Judges frequently confirm plans for large chapter 11 cases that are unfeasible and result in repeat filings. The rash of repeat filings, particularly in jurisdictions that race to the bottom to attract chapter 11 business, is a testament to the failure of chapter 11.

Management continues to extract large, private benefits in the form of retention payer bonuses that are not tied to performance. The chief restructuring officer comes into these cases and gets huge success fees. Based on what? Confirmation of a chapter 11 plan, a plan that rehabilitates the business? Oh, no. It could be a plan providing for the sale of assets. Hello! That's what could happen if we didn't have chapter 11. The race to the bottom by courts to compete for chapter 11 business is well known. And those within the system defend it. Those outside revile it.

Learned commentators suggest that our free-market system would function more efficiently if the assets of troubled companies were sold or auctioned rather than tied up in a court-administered chapter 11 process. Even in the absence of chapter 11, out-of-court workouts would continue to occur. For example, banks, insurance companies and other debtors that are ineligible to file chapter 11 have been able to accomplish out-of-court restructurings.

Prof. Brubaker: I've always considered the greatest virtue of chapter 11 to be its tremendous flexibility. And making an auction mandatory seems particularly unnecessary given that asset sales have always been a significant aspect of large-firm reorganization. Chapter 11 practice has evolved on its own into a means for primarily [the] expeditious sale of the business of a financially distressed firm in nearly half of the large-firm cases.

Mandatory auctions [have] a big problem in smaller cases, and that is that management would be loathe to ever file the bankruptcy cases. One of the more prominent sources of indirect costs of financial distress is undue delay in addressing the financial difficulties, and mandatory auctions would simply exacerbate that particular problem.

With respect to single-asset real estate cases, the function of bankruptcy in a single-asset real estate case is to facilitate negotiations regarding a restructuring of the debtors' mortgage debt. And the fact that many cases are ultimately dismissed and do not confirm a plan really tells us nothing about the Code's success in facilitating those restructuring negotiations. In fact, dismissal is precisely what you would expect once debtor and mortgagee have struck a deal.
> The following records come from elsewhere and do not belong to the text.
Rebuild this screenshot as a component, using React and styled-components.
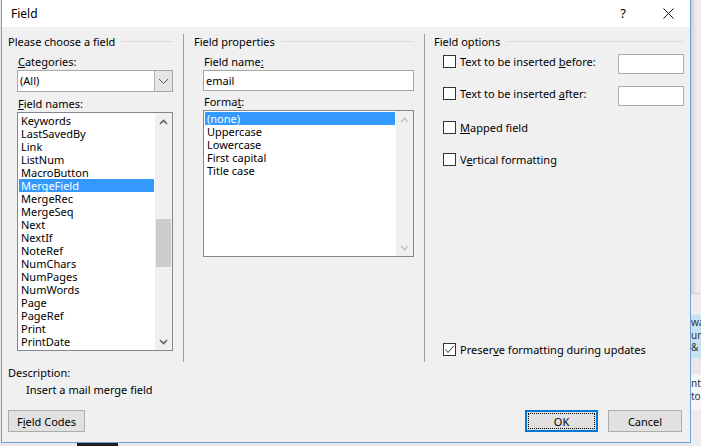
import React from "react";
import styled, { createGlobalStyle } from "styled-components";

const GlobalStyle = createGlobalStyle`
  html, body {
    margin: 0;
    padding: 0;
    background: #e6e6e6;
  }
  body {
    font-family: "Noto Sans", "Liberation Sans", sans-serif;
    font-size: 11px;
    color: #000;
  }
`;

const fieldNames = [
  "Keywords",
  "LastSavedBy",
  "Link",
  "ListNum",
  "MacroButton",
  "MergeField",
  "MergeRec",
  "MergeSeq",
  "Next",
  "NextIf",
  "NoteRef",
  "NumChars",
  "NumPages",
  "NumWords",
  "Page",
  "PageRef",
  "Print",
  "PrintDate",
];

const formats = ["(none)", "Uppercase", "Lowercase", "First capital", "Title case"];

const Chevron = ({ up, disabled }) => (
  <svg width="9" height="6" viewBox="0 0 9 6">
    <polyline
      points={up ? "1,5 4.5,1.5 8,5" : "1,1 4.5,4.5 8,1"}
      fill="none"
      stroke={disabled ? "#c3c3c3" : "#606060"}
      strokeWidth="1.6"
    />
  </svg>
);

const Check = () => (
  <svg width="11" height="11" viewBox="0 0 11 11">
    <polyline points="1.5,5.5 4,8.5 9.5,2" fill="none" stroke="#333" strokeWidth="1" />
  </svg>
);

const App = () => (
  <>
    <GlobalStyle />
    <Screen>
      <LeftArea>
        <Dialog>
          <TitleBar>
            <Title>Field</Title>
            <TitleButtons>
              <HelpMark>?</HelpMark>
              <svg width="11" height="11" viewBox="0 0 11 11">
                <path d="M0.5 0.5 L10.5 10.5 M10.5 0.5 L0.5 10.5" stroke="#111" strokeWidth="1" />
              </svg>
            </TitleButtons>
          </TitleBar>

          <Body>
            <Column $width={182} $padLeft={6} $padRight={10}>
              <GroupHeader>
                <span>Please choose a field</span>
                <Rule />
              </GroupHeader>
              <Indent>
                <Label $top={5}>
                  <u>C</u>ategories:
                </Label>
                <Select>
                  <SelectValue>(All)</SelectValue>
                  <SelectButton>
                    <svg width="11" height="7" viewBox="0 0 11 7">
                      <polyline points="1,1 5.5,5.5 10,1" fill="none" stroke="#555" strokeWidth="1" />
                    </svg>
                  </SelectButton>
                </Select>
                <Label $top={4}>
                  <u>F</u>ield names:
                </Label>
                <ListBox $height={239} $top={1}>
                  <Items>
                    {fieldNames.map((name) => (
                      <Item key={name} $selected={name === "MergeField"}>
                        {name}
                      </Item>
                    ))}
                  </Items>
                  <ScrollBar>
                    <Arrow>
                      <Chevron up />
                    </Arrow>
                    <Track>
                      <Thumb />
                    </Track>
                    <Arrow>
                      <Chevron />
                    </Arrow>
                  </ScrollBar>
                </ListBox>
              </Indent>
            </Column>

            <Column $width={241} $padLeft={10} $padRight={10}>
              <GroupHeader>
                <span>Field properties</span>
                <Rule />
              </GroupHeader>
              <Indent>
                <Label $top={5}>
                  Field name<u>:</u>
                </Label>
                <TextInput>email</TextInput>
                <Label $top={3}>
                  Forma<u>t</u>:
                </Label>
                <ListBox $height={147} $top={1}>
                  <Items>
                    {formats.map((f) => (
                      <Item key={f} $selected={f === "(none)"}>
                        {f}
                      </Item>
                    ))}
                  </Items>
                  <ScrollBar>
                    <Arrow>
                      <Chevron up disabled />
                    </Arrow>
                    <Track />
                    <Arrow>
                      <Chevron disabled />
                    </Arrow>
                  </ScrollBar>
                </ListBox>
              </Indent>
            </Column>

            <Column $width={265} $padLeft={9} $padRight={6} $last>
              <GroupHeader>
                <span>Field options</span>
                <Rule />
              </GroupHeader>
              <Options>
                <OptionRow>
                  <Box />
                  <OptionText>
                    Text to be inserted <u>b</u>efore:
                  </OptionText>
                  <SmallInput />
                </OptionRow>
                <OptionRow>
                  <Box />
                  <OptionText>
                    Text to be inserted <u>a</u>fter:
                  </OptionText>
                  <SmallInput />
                </OptionRow>
                <OptionRow>
                  <Box $top={2} />
                  <OptionText $top={2}>
                    <u>M</u>apped field
                  </OptionText>
                </OptionRow>
                <OptionRow>
                  <Box $top={2} />
                  <OptionText $top={2}>
                    V<u>e</u>rtical formatting
                  </OptionText>
                </OptionRow>
                <Spacer />
                <OptionRow $last>
                  <Box>
                    <Check />
                  </Box>
                  <OptionText>
                    Preser<u>v</u>e formatting during updates
                  </OptionText>
                </OptionRow>
              </Options>
            </Column>
          </Body>

          <DescTitle>Description:</DescTitle>
          <DescText>Insert a mail merge field</DescText>

          <Footer>
            <Button $width={77}>
              F<u>i</u>eld Codes
            </Button>
            <Spacer />
            <Button $width={73} $primary>
              <FocusRing>OK</FocusRing>
            </Button>
            <Button $width={74}>Cancel</Button>
          </Footer>
        </Dialog>
        <BottomStrip>
          <DarkBlock />
        </BottomStrip>
      </LeftArea>

      <RightStrip>
        <StripPart $height={293} $bg="linear-gradient(90deg, #cfcfcf, #ececec 5px)" />
        <StripPart $height={1} $bg="#d0d0d0" />
        <StripPart $height={21} $bg="#ececec" />
        <BlueBand>
          <span>wa</span>
          <span>um</span>
          <span>&amp; e</span>
        </BlueBand>
        <StripPart $height={16} $bg="#e8e8e8" />
        <StripText>
          <span>nt</span>
          <span>to</span>
        </StripText>
        <StripPart $height={40} $bg="#ececec" />
      </RightStrip>
    </Screen>
  </>
);

const Screen = styled.div`
  width: 701px;
  height: 446px;
  display: flex;
  overflow: hidden;
  background: #e6e6e6;
`;

const LeftArea = styled.div`
  display: flex;
  flex-direction: column;
  width: 691px;
`;

const Dialog = styled.div`
  margin-left: 1px;
  width: 690px;
  height: 443px;
  box-sizing: border-box;
  border: 1px solid #6f9fd8;
  border-top: none;
  background: #f0f0f0;
  display: flex;
  flex-direction: column;
`;

const TitleBar = styled.div`
  height: 27px;
  background: #fff;
  display: flex;
  align-items: center;
  justify-content: space-between;
  padding: 0 16px 0 9px;
`;

const Title = styled.div`
  font-size: 12px;
`;

const TitleButtons = styled.div`
  display: flex;
  align-items: center;
  gap: 37px;
`;

const HelpMark = styled.span`
  font-size: 13px;
  line-height: 1;
`;

const Body = styled.div`
  display: flex;
  margin-top: 7px;
  height: 328px;
`;

const Column = styled.div`
  width: ${(p) => p.$width}px;
  box-sizing: border-box;
  padding: 0 ${(p) => p.$padRight}px 0 ${(p) => p.$padLeft}px;
  border-right: ${(p) => (p.$last ? "none" : "1px solid #a0a0a0")};
  display: flex;
  flex-direction: column;
`;

const GroupHeader = styled.div`
  display: flex;
  align-items: center;
  height: 15px;
  line-height: 15px;
  white-space: nowrap;
`;

const Rule = styled.div`
  flex: 1;
  height: 1px;
  background: #dcdcdc;
  margin-left: 6px;
`;

const Indent = styled.div`
  padding-left: 9px;
  display: flex;
  flex-direction: column;
`;

const Label = styled.div`
  margin-top: ${(p) => p.$top}px;
  padding-left: 1px;
  height: 15px;
  line-height: 15px;
`;

const Select = styled.div`
  margin-top: 1px;
  height: 22px;
  box-sizing: border-box;
  border: 1px solid #a6a6a6;
  background: #fff;
  display: flex;
`;

const SelectValue = styled.div`
  flex: 1;
  padding-left: 2px;
  line-height: 20px;
`;

const SelectButton = styled.div`
  width: 17px;
  background: #e5e5e5;
  border-left: 1px solid #b4b4b4;
  display: flex;
  align-items: center;
  justify-content: center;
`;

const TextInput = styled.div`
  margin-top: 1px;
  height: 21px;
  box-sizing: border-box;
  border: 1px solid #a6a6a6;
  background: #fff;
  padding-left: 2px;
  line-height: 19px;
`;

const ListBox = styled.div`
  margin-top: ${(p) => p.$top}px;
  height: ${(p) => p.$height}px;
  box-sizing: border-box;
  border: 1px solid #828790;
  background: #fff;
  display: flex;
`;

const Items = styled.div`
  flex: 1;
  padding: 1px;
  overflow: hidden;
`;

const Item = styled.div`
  height: 13px;
  line-height: 13px;
  padding-left: 2px;
  white-space: nowrap;
  background: ${(p) => (p.$selected ? "#3399ff" : "transparent")};
  color: ${(p) => (p.$selected ? "#fff" : "#000")};
`;

const ScrollBar = styled.div`
  width: 17px;
  background: #f0f0f0;
  display: flex;
  flex-direction: column;
`;

const Arrow = styled.div`
  height: 17px;
  display: flex;
  align-items: center;
  justify-content: center;
`;

const Track = styled.div`
  flex: 1;
  padding-top: 89px;
`;

const Thumb = styled.div`
  height: 48px;
  margin: 0 1px;
  background: #cdcdcd;
`;

const Options = styled.div`
  flex: 1;
  display: flex;
  flex-direction: column;
  padding-left: 9px;
  padding-top: 5px;
`;

const OptionRow = styled.div`
  display: flex;
  align-items: flex-start;
  height: 20px;
  margin-bottom: ${(p) => (p.$last ? 0 : 12)}px;
`;

const Box = styled.div`
  width: 13px;
  height: 13px;
  box-sizing: border-box;
  margin-top: ${(p) => (p.$top || 0) + 1}px;
  border: 1px solid #333;
  background: #fff;
  display: flex;
  align-items: center;
  justify-content: center;
`;

const OptionText = styled.div`
  flex: 1;
  margin-top: ${(p) => p.$top || 0}px;
  padding-left: 4px;
  line-height: 15px;
  white-space: nowrap;
`;

const SmallInput = styled.div`
  width: 66px;
  height: 20px;
  box-sizing: border-box;
  border: 1px solid #ababab;
  background: #fff;
`;

const Spacer = styled.div`
  flex: 1;
`;

const DescTitle = styled.div`
  margin: 3px 0 0 6px;
  line-height: 15px;
`;

const DescText = styled.div`
  margin: 2px 0 0 24px;
  line-height: 15px;
`;

const Footer = styled.div`
  display: flex;
  gap: 10px;
  margin-top: 13px;
  padding: 0 8px 0 6px;
`;

const Button = styled.div`
  width: ${(p) => p.$width}px;
  height: 22px;
  box-sizing: border-box;
  border: ${(p) => (p.$primary ? "2px solid #0078d7" : "1px solid #adadad")};
  background: #e1e1e1;
  display: flex;
  align-items: center;
  justify-content: center;
  padding: ${(p) => (p.$primary ? "1px" : "0")};
  white-space: nowrap;
`;

const FocusRing = styled.div`
  flex: 1;
  align-self: stretch;
  border: 1px dotted #000;
  display: flex;
  align-items: center;
  justify-content: center;
`;

const BottomStrip = styled.div`
  flex: 1;
  background: #e8e8e8;
  padding-left: 77px;
`;

const DarkBlock = styled.div`
  width: 41px;
  height: 100%;
  background: #1e1e1e;
`;

const RightStrip = styled.div`
  flex: 1;
  display: flex;
  flex-direction: column;
  overflow: hidden;
  font-size: 10px;
  color: #333;
`;

const StripPart = styled.div`
  height: ${(p) => p.$height}px;
  flex-shrink: 0;
  background: ${(p) => p.$bg};
`;

const BlueBand = styled.div`
  height: 42px;
  flex-shrink: 0;
  background: #c6e1f0;
  display: flex;
  flex-direction: column;
  padding-top: 1px;
  line-height: 12.5px;
  white-space: nowrap;
`;

const StripText = styled.div`
  height: 33px;
  flex-shrink: 0;
  background: #f6f6f6;
  display: flex;
  flex-direction: column;
  padding-top: 3px;
  line-height: 13px;
  white-space: nowrap;
`;

export default App;
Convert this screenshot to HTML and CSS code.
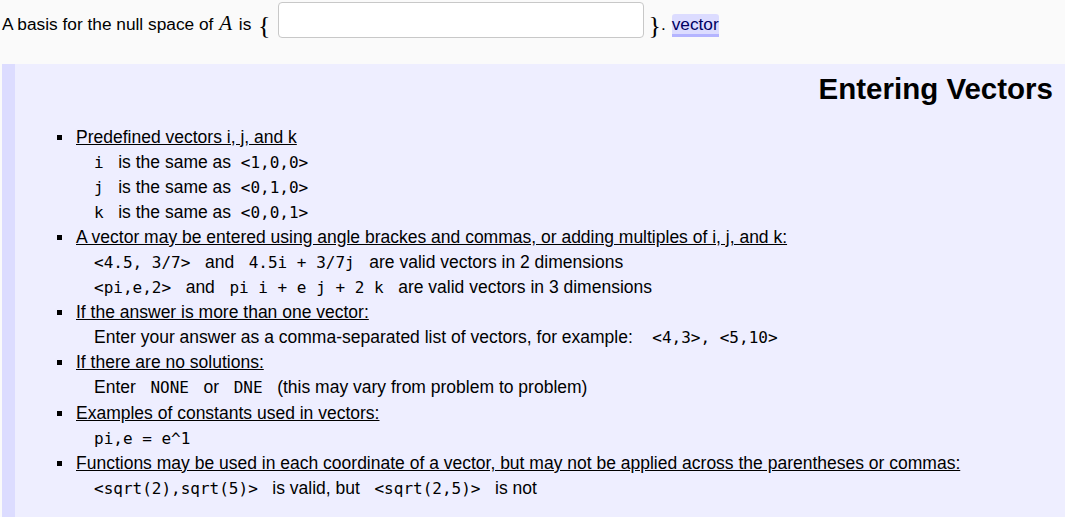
FILE: index.html
```html
<!DOCTYPE html>
<html lang="en">
<head>
  <meta charset="UTF-8">
  <title>Entering Vectors</title>
  <link rel="stylesheet" href="styles.css">
</head>
<body>

<div class="question">
  A basis for the null space of <span class="math-var">A</span> is <span class="brace">{</span><input type="text" class="answer"><span class="brace brace-close">}</span>. <span class="answer-tag">vector</span>
</div>

<div class="help">
  <h2 class="help-title">Entering Vectors</h2>
  <ul class="help-list">
    <li>
      <span class="item-head">Predefined vectors i, j, and k</span>
      <div class="item-line"><code>i</code>&nbsp;&nbsp; is the same as&nbsp; <code>&lt;1,0,0&gt;</code></div>
      <div class="item-line"><code>j</code>&nbsp;&nbsp; is the same as&nbsp; <code>&lt;0,1,0&gt;</code></div>
      <div class="item-line"><code>k</code>&nbsp;&nbsp; is the same as&nbsp; <code>&lt;0,0,1&gt;</code></div>
    </li>
    <li>
      <span class="item-head">A vector may be entered using angle brackes and commas, or adding multiples of i, j, and k:</span>
      <div class="item-line"><code>&lt;4.5, 3/7&gt;</code>&nbsp;&nbsp; and&nbsp;&nbsp; <code>4.5i + 3/7j</code>&nbsp;&nbsp; are valid vectors in 2 dimensions</div>
      <div class="item-line"><code>&lt;pi,e,2&gt;</code>&nbsp;&nbsp; and&nbsp;&nbsp; <code>pi i + e j + 2 k</code>&nbsp;&nbsp; are valid vectors in 3 dimensions</div>
    </li>
    <li>
      <span class="item-head">If the answer is more than one vector:</span>
      <div class="item-line">Enter your answer as a comma-separated list of vectors, for example:&nbsp;&nbsp;&nbsp; <code>&lt;4,3&gt;, &lt;5,10&gt;</code></div>
    </li>
    <li>
      <span class="item-head">If there are no solutions:</span>
      <div class="item-line">Enter&nbsp;&nbsp; <code>NONE</code>&nbsp;&nbsp; or&nbsp;&nbsp; <code>DNE</code>&nbsp;&nbsp; (this may vary from problem to problem)</div>
    </li>
    <li>
      <span class="item-head">Examples of constants used in vectors:</span>
      <div class="item-line"><code>pi,e = e^1</code></div>
    </li>
    <li>
      <span class="item-head">Functions may be used in each coordinate of a vector, but may not be applied across the parentheses or commas:</span>
      <div class="item-line"><code>&lt;sqrt(2),sqrt(5)&gt;</code>&nbsp;&nbsp; is valid, but&nbsp;&nbsp; <code>&lt;sqrt(2,5)&gt;</code>&nbsp;&nbsp; is not</div>
    </li>
  </ul>
</div>

</body>
</html>
```

FILE: styles.css
```css
body {
  font-family: "Liberation Sans", Arial, sans-serif;
  font-size: 17.3px;
  color: #000;
  background: #fafafa;
  margin: 0;
}
.question {
  padding: 2px 2px 0;
  height: 38px;
}
.math-var {
  font-family: "Liberation Serif", "Times New Roman", serif;
  font-style: italic;
  font-size: 21px;
  margin: 0 2px 0 1px;
}
.brace {
  font-family: "Liberation Serif", "Times New Roman", serif;
  font-size: 26px;
  vertical-align: -4px;
  margin: 0 7px 0 2px;
}
.brace-close {
  margin: 0 0 0 5px;
}
.answer {
  box-sizing: border-box;
  width: 366px;
  height: 36px;
  padding: 0 6px;
  font-size: 16px;
  border: 1px solid #c8c8c8;
  border-radius: 4px;
  background: #fff;
  vertical-align: 5px;
}
.answer-tag {
  color: #000060;
  background: #dcdcff;
  border-bottom: 3px solid #b4b4ff;
  border-radius: 3px 3px 0 0;
  margin-left: 1px;
}
.help {
  margin: 24px 0 0 2px;
  border-left: 13px solid #dcdcff;
  background: #eeeeff;
  padding: 8px 12px 40px 0;
}
.help-title {
  margin: 0;
  text-align: right;
  font-size: 29.5px;
  font-weight: bold;
  line-height: normal;
}
.help-list {
  margin: 18.5px 0 0;
  padding-left: 61px;
  list-style: none;
  font-size: 17.5px;
  line-height: 25.1px;
}
.help-list li {
  position: relative;
}
.help-list li::before {
  content: "";
  position: absolute;
  left: -19px;
  top: 10px;
  width: 5px;
  height: 5px;
  background: #000;
}
.item-head {
  text-decoration: underline;
}
.item-line {
  margin-left: 18px;
}
code {
  font-family: "DejaVu Sans Mono", "Liberation Mono", monospace;
  font-size: 16px;
}
```
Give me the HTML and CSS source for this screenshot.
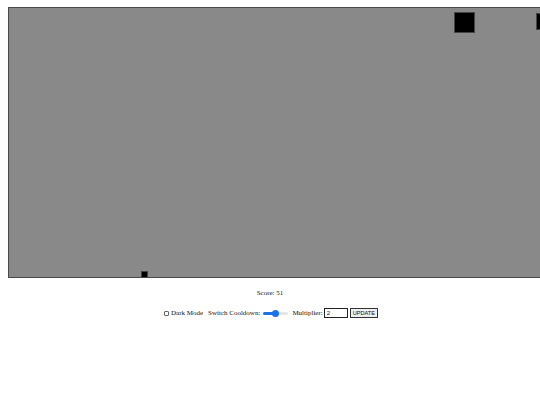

With respect to medium-sized businesses, the inability to successfully restructure most of these businesses has nothing whatsoever to do with chapter 11 and has everything to do with the fact that they're just not viable businesses. Chapter 11 can't fix the business that's not viable. So with respect to these cases, chapter 11 essentially functions as a sorting device. So the best measure of success in these cases is how well it performs that sorting function, with the primary concern being that allowing nonviable businesses to continue operating too long imposes all sorts of costs on both the court and creditors.